The CDC researchers studied reports of physician visits and hospital care for children aged 1 to 16 years who lived in metropolitan Atlanta during 1996. They compared the number of acute care visits and hospitalizations for asthma during the 17 days of the Olympic Games to those during the four weeks just before and after the Olympics. The researchers also looked at weekday traffic counts.
During the Olympic Games, children with asthma needed 41.6% fewer physician visits and hospitalizations, according to the Georgia Medicaid claims file, and 44.1% fewer, according to a health maintenance organization database. Emergency room visits dropped by over 11%.
These improvements were accompanied by a 27.9% drop in daily peak ozone concentration. The researchers think this was due to a 22.5% decrease in weekday morning traffic.

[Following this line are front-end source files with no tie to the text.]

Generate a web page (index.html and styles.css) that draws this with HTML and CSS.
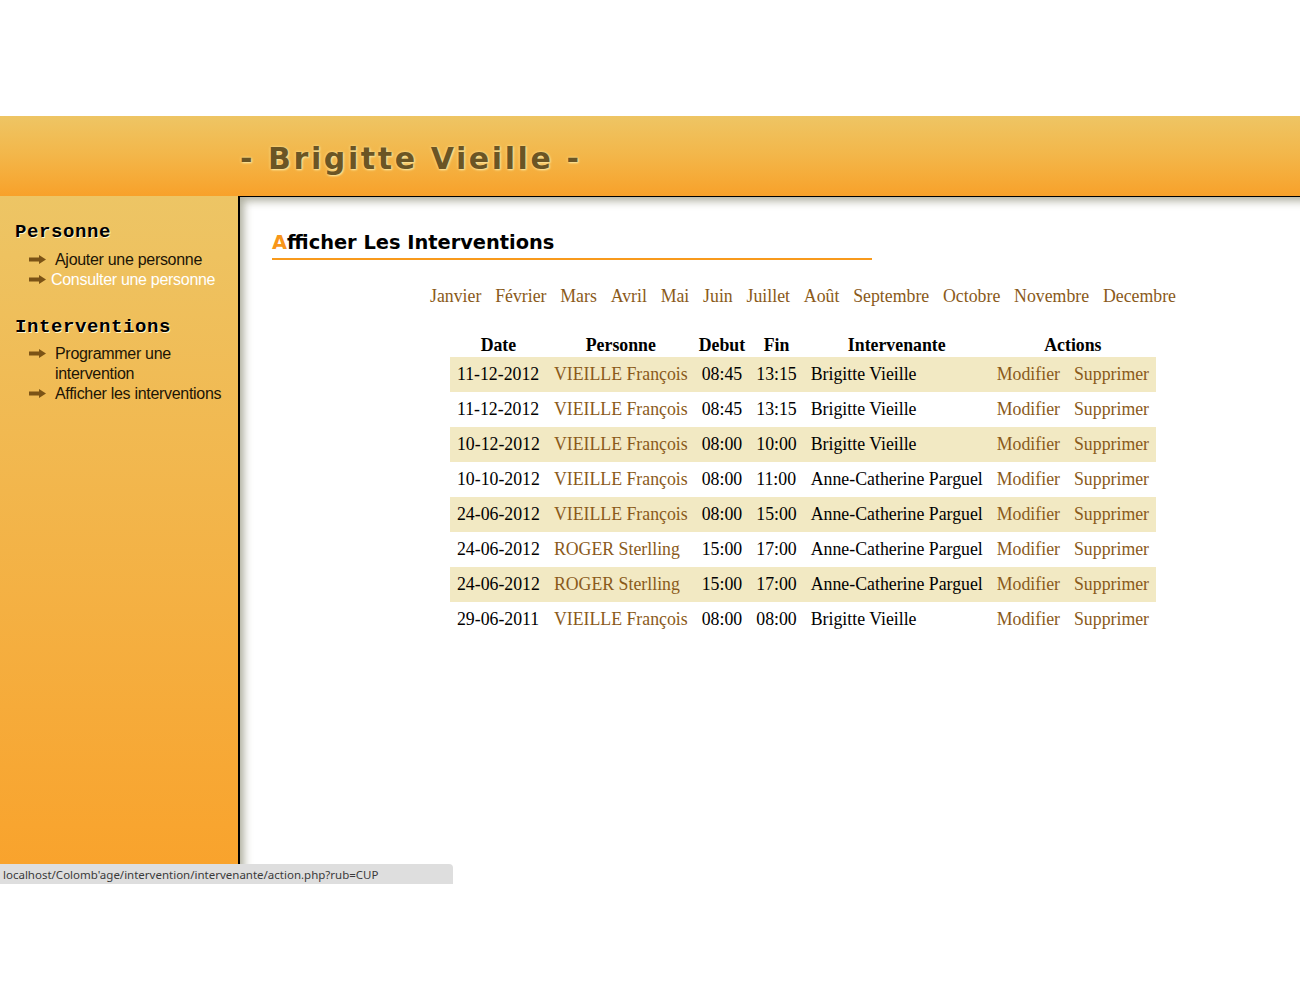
FILE: index.html
```html
<!DOCTYPE html>
<html lang="fr">
<head>
<meta charset="utf-8">
<title>Brigitte Vieille</title>
<link rel="stylesheet" href="styles.css">
</head>
<body>
<div class="page">
  <header class="banner">
    <h1 class="banner-title">- Brigitte Vieille -</h1>
  </header>
  <div class="body-wrap">
    <nav class="sidebar">
      <h2 class="side-heading">Personne</h2>
      <ul class="side-list">
        <li class="side-item"><svg class="arrow" viewBox="0 0 17 9" width="17" height="9"><path d="M0 2.5h10V0l7 4.5-7 4.5V6.5H0z" fill="#7b5316"/></svg><a class="side-link" href="#">Ajouter une personne</a></li>
        <li class="side-item side-item--tight"><svg class="arrow" viewBox="0 0 17 9" width="17" height="9"><path d="M0 2.5h10V0l7 4.5-7 4.5V6.5H0z" fill="#7b5316"/></svg><a class="side-link side-link--active" href="#">Consulter une personne</a></li>
      </ul>
      <h2 class="side-heading side-heading--second">Interventions</h2>
      <ul class="side-list side-list--second">
        <li class="side-item"><svg class="arrow" viewBox="0 0 17 9" width="17" height="9"><path d="M0 2.5h10V0l7 4.5-7 4.5V6.5H0z" fill="#7b5316"/></svg><a class="side-link" href="#">Programmer une<br>intervention</a></li>
        <li class="side-item"><svg class="arrow" viewBox="0 0 17 9" width="17" height="9"><path d="M0 2.5h10V0l7 4.5-7 4.5V6.5H0z" fill="#7b5316"/></svg><a class="side-link" href="#">Afficher les interventions</a></li>
      </ul>
    </nav>
    <main class="content">
      <h2 class="page-title"><span class="initial">A</span>fficher Les Interventions</h2>
      <div class="center-zone">
        <div class="months">
          <a href="#">Janvier</a><a href="#">Février</a><a href="#">Mars</a><a href="#">Avril</a><a href="#">Mai</a><a href="#">Juin</a><a href="#">Juillet</a><a href="#">Août</a><a href="#">Septembre</a><a href="#">Octobre</a><a href="#">Novembre</a><a href="#">Decembre</a>
        </div>
        <table class="grid">
          <thead>
            <tr><th>Date</th><th>Personne</th><th>Debut</th><th>Fin</th><th>Intervenante</th><th colspan="2">Actions</th></tr>
          </thead>
          <tbody>
            <tr class="alt"><td>11-12-2012</td><td><a href="#">VIEILLE François</a></td><td>08:45</td><td>13:15</td><td>Brigitte Vieille</td><td><a href="#">Modifier</a></td><td><a href="#">Supprimer</a></td></tr>
            <tr><td>11-12-2012</td><td><a href="#">VIEILLE François</a></td><td>08:45</td><td>13:15</td><td>Brigitte Vieille</td><td><a href="#">Modifier</a></td><td><a href="#">Supprimer</a></td></tr>
            <tr class="alt"><td>10-12-2012</td><td><a href="#">VIEILLE François</a></td><td>08:00</td><td>10:00</td><td>Brigitte Vieille</td><td><a href="#">Modifier</a></td><td><a href="#">Supprimer</a></td></tr>
            <tr><td>10-10-2012</td><td><a href="#">VIEILLE François</a></td><td>08:00</td><td>11:00</td><td>Anne-Catherine Parguel</td><td><a href="#">Modifier</a></td><td><a href="#">Supprimer</a></td></tr>
            <tr class="alt"><td>24-06-2012</td><td><a href="#">VIEILLE François</a></td><td>08:00</td><td>15:00</td><td>Anne-Catherine Parguel</td><td><a href="#">Modifier</a></td><td><a href="#">Supprimer</a></td></tr>
            <tr><td>24-06-2012</td><td><a href="#">ROGER Sterlling</a></td><td>15:00</td><td>17:00</td><td>Anne-Catherine Parguel</td><td><a href="#">Modifier</a></td><td><a href="#">Supprimer</a></td></tr>
            <tr class="alt"><td>24-06-2012</td><td><a href="#">ROGER Sterlling</a></td><td>15:00</td><td>17:00</td><td>Anne-Catherine Parguel</td><td><a href="#">Modifier</a></td><td><a href="#">Supprimer</a></td></tr>
            <tr><td>29-06-2011</td><td><a href="#">VIEILLE François</a></td><td>08:00</td><td>08:00</td><td>Brigitte Vieille</td><td><a href="#">Modifier</a></td><td><a href="#">Supprimer</a></td></tr>
          </tbody>
        </table>
      </div>
    </main>
  </div>
  <div class="statusbar">localhost/Colomb'age/intervention/intervenante/action.php?rub=CUP</div>
</div>
</body>
</html>
```
FILE: styles.css
```css
html, body {
  margin: 0;
  padding: 0;
  background: #fff;
}

.page {
  position: relative;
  padding-top: 116px;
  height: 768px;
  display: flex;
  flex-direction: column;
}

.banner {
  height: 80px;
  background: linear-gradient(to bottom, #eec564 0%, #f3b649 50%, #f8a12a 100%);
  display: flex;
  align-items: center;
  padding-left: 240px;
  flex: none;
}

.banner-title {
  margin: 0;
  font-family: "DejaVu Sans", sans-serif;
  font-weight: bold;
  font-size: 30px;
  letter-spacing: 2.6px;
  color: #6b5524;
  text-shadow: 0 0 3px #fbe59a, 1px 1px 2px #fbe59a;
  line-height: 1;
  padding-top: 6px;
}

.body-wrap {
  flex: 1;
  display: flex;
}

.sidebar {
  flex: none;
  width: 240px;
  box-sizing: border-box;
  background: linear-gradient(to bottom, #edc565 0%, #f9a22b 100%);
  border-right: 2px solid #000;
  padding-top: 25px;
}

.side-heading {
  margin: 0;
  padding-left: 15px;
  font-family: "Liberation Mono", "Courier New", monospace;
  font-weight: bold;
  font-size: 19px;
  letter-spacing: 0.6px;
  line-height: 22px;
  color: #000;
  text-shadow: 1px 1px 0 #fff6d0;
}

.side-heading--second {
  margin-top: 26px;
}

.side-list {
  list-style: none;
  margin: 7px 0 0 0;
  padding: 0 0 0 29px;
}

.side-list--second {
  margin-top: 6px;
}

.side-item {
  display: flex;
  align-items: flex-start;
  font-family: "Liberation Sans", Arial, sans-serif;
  font-size: 16px;
  line-height: 20px;
  letter-spacing: -0.3px;
}

.arrow {
  flex: none;
  margin-top: 5px;
  margin-right: 9px;
}

.side-item--tight .arrow {
  margin-right: 5px;
}

.side-link {
  color: #1c1406;
  text-decoration: none;
}

.side-link--active {
  color: #fff;
}

.content {
  flex: 1;
  border-top: 1px solid #000;
  background: #fff;
  box-shadow: inset 7px 7px 9px -3px rgba(110, 110, 80, 0.55);
  padding: 34px 0 0 32px;
}

.page-title {
  margin: 0;
  width: 600px;
  font-family: "DejaVu Sans", Verdana, sans-serif;
  font-weight: bold;
  font-size: 19.4px;
  line-height: 23px;
  color: #000;
  padding-bottom: 4px;
  border-bottom: 2px solid #f89a1c;
}

.initial {
  color: #f8961a;
}

.center-zone {
  margin-left: 34px;
  display: flex;
  flex-direction: column;
  align-items: center;
}

.months {
  margin-top: 26px;
  display: flex;
  gap: 13.8px;
  font-family: "Liberation Serif", "Times New Roman", serif;
  font-size: 17.8px;
  line-height: 21px;
}

.months a {
  color: #8a5a1a;
  text-decoration: none;
}

.grid {
  margin-top: 26px;
  border-collapse: collapse;
  border-spacing: 0;
  font-family: "Liberation Serif", "Times New Roman", serif;
  font-size: 17.8px;
  color: #000;
}

.grid th {
  height: 24px;
  padding: 0 3px;
  font-weight: bold;
  text-align: center;
  vertical-align: middle;
}

.grid td {
  height: 35px;
  padding: 0 7px;
  white-space: nowrap;
  text-align: left;
  vertical-align: middle;
}

.grid tr.alt td {
  background: #f2e9c3;
}

.grid a {
  color: #8a5a1a;
  text-decoration: none;
}

.statusbar {
  position: absolute;
  left: 0;
  top: 864px;
  width: 453px;
  height: 20px;
  box-sizing: border-box;
  background: #dedede;
  border-top-right-radius: 4px;
  padding-left: 3px;
  font-family: "Noto Sans", "Open Sans", sans-serif;
  font-size: 11.5px;
  line-height: 21px;
  color: #3a3a3a;
  white-space: nowrap;
}
```
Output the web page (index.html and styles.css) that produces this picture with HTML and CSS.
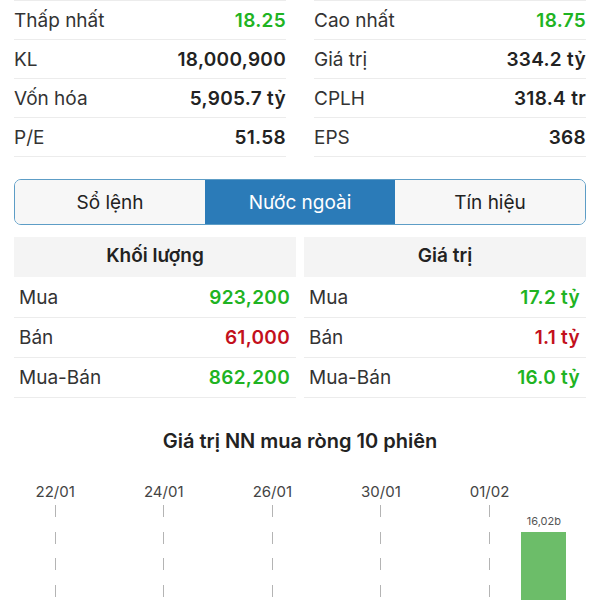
FILE: index.html
```html
<!DOCTYPE html>
<html lang="vi">
<head>
    <meta charset="UTF-8">
    <meta name="viewport" content="width=device-width, initial-scale=1.0">
    <title>Nước ngoài</title>
    <link rel="stylesheet" href="styles.css">
</head>
<body>

    <section class="stats">
        <div class="stat-col">
            <div class="stat-row"><span>Thấp nhất</span><b class="up">18.25</b></div>
            <div class="stat-row"><span>KL</span><b>18,000,900</b></div>
            <div class="stat-row"><span>Vốn hóa</span><b>5,905.7 tỷ</b></div>
            <div class="stat-row"><span>P/E</span><b>51.58</b></div>
        </div>
        <div class="stat-col">
            <div class="stat-row"><span>Cao nhất</span><b class="up">18.75</b></div>
            <div class="stat-row"><span>Giá trị</span><b>334.2 tỷ</b></div>
            <div class="stat-row"><span>CPLH</span><b>318.4 tr</b></div>
            <div class="stat-row"><span>EPS</span><b>368</b></div>
        </div>
    </section>

    <nav class="tabs">
        <div class="tab">Sổ lệnh</div>
        <div class="tab active">Nước ngoài</div>
        <div class="tab">Tín hiệu</div>
    </nav>

    <section class="foreign">
        <div class="foreign-col">
            <div class="foreign-head">Khối lượng</div>
            <div class="foreign-row"><span>Mua</span><b class="up">923,200</b></div>
            <div class="foreign-row"><span>Bán</span><b class="down">61,000</b></div>
            <div class="foreign-row"><span>Mua-Bán</span><b class="up">862,200</b></div>
        </div>
        <div class="foreign-col">
            <div class="foreign-head">Giá trị</div>
            <div class="foreign-row"><span>Mua</span><b class="up">17.2 tỷ</b></div>
            <div class="foreign-row"><span>Bán</span><b class="down">1.1 tỷ</b></div>
            <div class="foreign-row"><span>Mua-Bán</span><b class="up">16.0 tỷ</b></div>
        </div>
    </section>

    <h3 class="chart-title">Giá trị NN mua ròng 10 phiên</h3>

    <div class="chart">
        <div class="chart-col"><div class="chart-date">22/01</div><div class="chart-line"></div></div>
        <div class="chart-col"></div>
        <div class="chart-col"><div class="chart-date">24/01</div><div class="chart-line"></div></div>
        <div class="chart-col"></div>
        <div class="chart-col"><div class="chart-date">26/01</div><div class="chart-line"></div></div>
        <div class="chart-col"></div>
        <div class="chart-col"><div class="chart-date">30/01</div><div class="chart-line"></div></div>
        <div class="chart-col"></div>
        <div class="chart-col"><div class="chart-date">01/02</div><div class="chart-line"></div></div>
        <div class="chart-col">
            <div class="chart-date"></div>
            <div class="bar-value">16,02b</div>
            <div class="bar"></div>
        </div>
    </div>

</body>
</html>
```

FILE: styles.css
```css
body {
    margin: 0;
    font-family: Inter, "Liberation Sans", sans-serif;
    color: #333;
    background-color: #fff;
}
b {
    font-weight: 600;
    color: #222;
    letter-spacing: 0.3px;
}
.up {
    color: #20b322;
}
.down {
    color: #c3101c;
}
.stats {
    display: grid;
    grid-template-columns: 1fr 1fr;
    gap: 28px;
    padding: 0 14px;
}
.stat-col {
    border-top: 1px solid #ececec;
}
.stat-row {
    display: flex;
    justify-content: space-between;
    align-items: center;
    height: 38px;
    border-bottom: 1px solid #ececec;
    font-size: 19px;
}
.tabs {
    display: flex;
    height: 46px;
    box-sizing: border-box;
    margin: 22px 14px 0;
    border: 1.5px solid #5d9dc6;
    border-radius: 7px;
    overflow: hidden;
}
.tab {
    flex: 1;
    display: flex;
    align-items: center;
    justify-content: center;
    background-color: #f7f7f7;
    color: #222;
    font-size: 19px;
}
.tab.active {
    background-color: #2b7bb8;
    color: white;
}
.foreign {
    display: grid;
    grid-template-columns: 1fr 1fr;
    gap: 8px;
    margin: 12px 14px 0;
}
.foreign-head {
    display: flex;
    align-items: center;
    justify-content: center;
    height: 40px;
    padding-bottom: 3px;
    box-sizing: border-box;
    background-color: #f4f4f4;
    font-size: 19px;
    font-weight: 600;
    color: #222;
}
.foreign-row {
    display: flex;
    justify-content: space-between;
    align-items: center;
    height: 39px;
    padding: 0 6px 0 5px;
    border-bottom: 1px solid #ececec;
    font-size: 19px;
}
.foreign-head + .foreign-row {
    height: 40px;
}
.chart-title {
    margin: 31px 0 0;
    text-align: center;
    font-size: 20px;
    line-height: 24px;
    font-weight: 600;
    color: #222;
}
.chart {
    display: grid;
    grid-template-columns: repeat(10, 1fr);
    margin: 27px 29px 0 28px;
}
.chart-col {
    display: flex;
    flex-direction: column;
    align-items: center;
}
.chart-date {
    height: 24px;
    line-height: 24px;
    font-size: 15px;
    color: #444;
}
.chart-line {
    width: 1px;
    height: 140px;
    margin-top: 1px;
    background: repeating-linear-gradient(to bottom, #b4b4b4 0 12px, transparent 12px 26.7px);
}
.bar-value {
    margin-top: 10px;
    line-height: 14px;
    font-size: 11px;
    color: #555;
}
.bar {
    width: 45px;
    height: 120px;
    margin-top: 4px;
    background-color: #6cbd69;
}
```
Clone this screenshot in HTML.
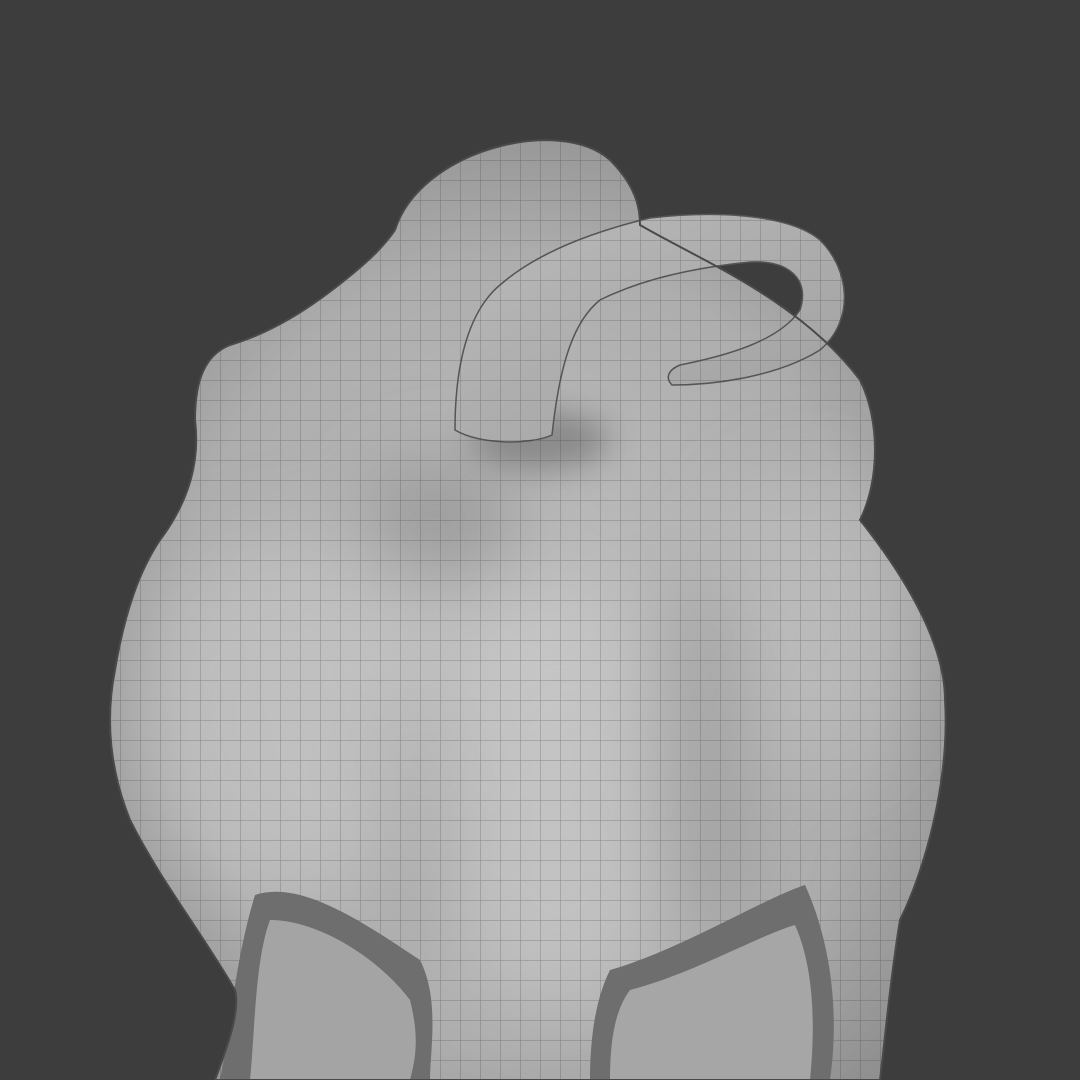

"There is no question that changes in air quality are one factor in the increased incidence of allergy and asthma in the U.S.," says Andrew Saxon, MD, who was not involved in this study but who has studied the effect of vehicle exhaust on allergy and asthma.
Saxon says he was not surprised to learn that reduced traffic during the Olympics was associated with better health for Atlanta children who have asthma. But he points out that putting these lessons into long-term public policy is a difficult job. Saxon is professor of medicine in the division of clinical immunology and allergy at the University of California in Los Angeles.
"Our study shows that it is possible to change transportation behaviors, at least in the short term, and that if this change continues over a number of days, it can be associated with reduced need for asthma care," Friedman says. "Since 7% of children in the U.S. have asthma, this is an important point."
Atlanta achieved this traffic reduction by putting together an integrated, 24-hour-a-day public transportation system, adding 1,000 buses for park-and-ride services, encouraging local business use of alternative work hours and telecommuting, closing the downtown area to private cars, changing downtown truck delivery schedules, and issuing regular public warnings about traffic and air quality problems.